I feel bad for GenX'ers that missed out on the 60s and 70s.


I feel sad for GenX'ers and millennials that missed out on two of the greatest decades for music. The 60s and 70s. 

Our generation had Aretha Franklin, Etta James, James Brown, Beatles, Queen, Led Zeppelin, Pink Floyd, David Bowie, Joni Mitchell, Otis Redding, Sam Cooke, Jimi Hendrix, Donna Summer, Earth Wind and Fire, Stevie Wonder, Ray Charles, The Kinks, The Stones, The Doors, Elton John, Velvet Underground and loads more

We saw these legends live during their peak, concert tickets were cheaper, music was the everything to youth culture, we actually brought album on a vinyl format (none of that crappy CDs or whatever the kids call it).

60s-70s were the greatest time to be a music fan.
michaelsherry59
"But you probably had to walk to school both ways uphill through the snow"

Yes, with only half a small banana for breakfast and rabid wolverines to fend off along the way. . .   
@jasonbourne52  I agree.  Classical covers many centuries of music.  Jazz 20th C. is close (love the 50's & 60's straight ahead and fusion type).  Pop music, musicals with singable melodies until the 1990s.  Sure, I like rock but from the 50s to the 80s.  Current rock rarely sounds like music to me.  Everything up to hip hop and rap can enthrall me.  Hearing music performed by great musicians of great music live in a great venue is the ultimate.  That's why classical and some jazz performances are still my preference with current rock having lost it's appeal. 
Born in '52. Loved what I heard in the 60s and 70s. Love what I hear today from Derek Trucks, Keb Mo, St. Paul and the Broken Bones, Amos Lee, Bela Fleck and Sierra Hull. Not a fan of rap or hip hop, but we live in an era of great musical diversity and great live studio recordings.

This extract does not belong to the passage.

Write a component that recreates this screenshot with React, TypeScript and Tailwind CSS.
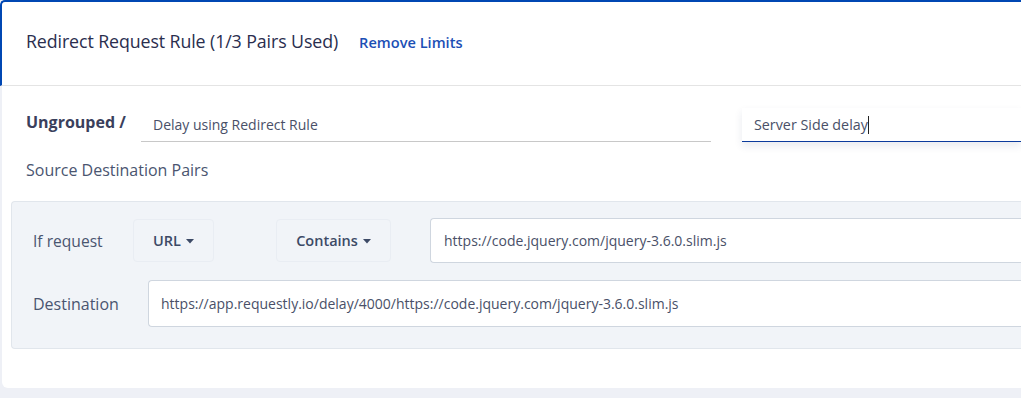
import React from "react";

function Caret() {
  return (
    <svg width="8" height="5" viewBox="0 0 8 5" className="ml-[5px] mt-[1px]">
      <path d="M0 0 L8 0 L4 4.5 Z" fill="#3c4a66" />
    </svg>
  );
}

export default function App() {
  return (
    <div
      className="w-[1021px] h-[398px] bg-[#eef0f6] overflow-hidden"
      style={{ fontFamily: '"Open Sans", "Noto Sans", sans-serif' }}
    >
      <div className="h-[86px] bg-white border-t-2 border-l-2 border-[#0047b3] rounded-tl-[5px] border-b border-b-[#e4e4e4] flex items-center pl-[24px] pb-[4px]">
        <span className="text-[17.8px] font-medium text-[#2a2e4e] tracking-[-0.1px]">
          Redirect Request Rule (1/3 Pairs Used)
        </span>
        <span className="ml-[21px] text-[14.6px] font-semibold text-[#1c4fb5] mt-[2px]">
          Remove Limits
        </span>
      </div>
      <div className="ml-[2px] h-[302px] bg-white rounded-bl-[6px] pt-[22px]">
        <div className="flex items-end h-[34px] pl-[24px]">
          <span className="text-[16px] font-bold text-[#3a3f5c] pb-[8px] w-[115px]">
            Ungrouped /
          </span>
          <div className="w-[570px] h-[34px] border-b border-[#c8c8c8] flex items-center pl-[12px] text-[14px] text-[#495068]">
            Delay using Redirect Rule
          </div>
          <div className="ml-[31px] flex-1 h-[34px] border-b border-[#0b3b9c] flex items-center pl-[12px] text-[14.3px] text-[#495068] shadow-[0_4px_8px_rgba(30,50,100,0.10)]">
            Server Side delay
            <span className="inline-block w-px h-[18px] bg-[#222]" />
          </div>
        </div>
        <div className="pl-[24px] mt-[16px] text-[16px] leading-[24px] text-[#4a5570]">
          Source Destination Pairs
        </div>
        <div className="ml-[9px] mt-[19px] h-[148px] bg-[#f1f4f8] border border-[#e1e6ec] rounded-l-[4px] border-r-0 pt-[16px] pl-[21px] flex flex-col gap-[17px]">
          <div className="flex items-center h-[45px]">
            <span className="w-[100px] text-[15.6px] text-[#4a5570] pt-[2px]">If request</span>
            <div className="w-[81px] h-[43px] border border-[#e9edf3] rounded-[4px] flex items-center justify-center text-[14.5px] font-semibold text-[#3c4a66]">
              URL
              <Caret />
            </div>
            <div className="ml-[62px] w-[115px] h-[43px] border border-[#e9edf3] rounded-[4px] flex items-center justify-center text-[14.5px] font-semibold text-[#3c4a66]">
              Contains
              <Caret />
            </div>
            <div className="ml-[39px] flex-1 h-[45px] bg-white border border-[#cfd6df] border-r-0 rounded-l-[4px] flex items-center pl-[13px] text-[14px] text-[#495068]">
              https://code.jquery.com/jquery-3.6.0.slim.js
            </div>
          </div>
          <div className="flex items-center h-[47px]">
            <span className="w-[115px] text-[16px] text-[#4a5570]">Destination</span>
            <div className="flex-1 h-[47px] bg-white border border-[#cfd6df] border-r-0 rounded-l-[4px] flex items-center pl-[12px] text-[14px] text-[#495068]">
              https://app.requestly.io/delay/4000/https://code.jquery.com/jquery-3.6.0.slim.js
            </div>
          </div>
        </div>
      </div>
    </div>
  );
}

My sons are Gen X at ages 43 and 37 and they heard all of the 60s and 70s greats on our home stereo...and stood on the wings of Festival stages as kids watching David Grisman, Johnny Cash and Emmy Lou Harris.

In the day, they had an SA5500 II Pioneer system and Bose 601s in our 1980s household...and when they visit dead old dad now, the grand kids groove to my throwback pro audio rig made from AE Techron serviced Crown PS 200s (rescued out of local churches) driving a mellow medium room size array of Onkyo towers and a REL T5i sub on one floor...and a similar system on the other floor with a TEAC 400U managing the content into some throwback 1990 Cerwin Vega bookshelves and a high output connected plate amp powered Jensen sub.

Two generations behind us and they haven't missed a thing :)
Elvis, The Doors, Aretha Franklin, The Ramones, Drake. Who will remember who they are in 200 or 300 years?
Beethoven will sail through the centuries without missing a beat.
If you were born in 55’, as I was, it was a truly special time. Color TV and home computers had yet to be invented. Who remembers watching Gunsmoke on Sunday nights on a BW television. Much of the music created in my generation was dictated by the times. Frank Sinatra still crooned throughout the 60’s. If you were into Motown, and Jazz, as I was, you developed a special appreciation for the musicians of this period. Miles didn’t peak until BB in 1969. Coltrane was at his height in the early 60’s. There were so many musicians from RNR to Motown! Motown was created by a man who had the foresight to explore the best jazz artist’s performing in his communities nightlife and employ them to create an in house band like no other. Without them, there would not have been the success of Motown. And I enjoyed the musical ride from 1960, just before the Beatles arrived on the scene, through the wave upon wave of musicians with names like The Beach Boys, Lovin Spoonful, Janis Joplin, Otis Redding, on and on, and on. The music scene for a 17 year period was special and endless! It’s the finest musical period in history defined by one thing. Musical hits. We had hits. Besides the gifted Whitney Houston in the nineties there’s been no true hits. Music today has no such movement. And it’s not defined by the times in which we lived. Tower of Power, War, Santana. I could go on but what’s the point, you know who they were. We lived with a simple AM radio and listened to these hits, one after another. Carol King, Carly Simon, Aretha! It seems there were thousands of artists who created genuine hits. Today’s music, not so much.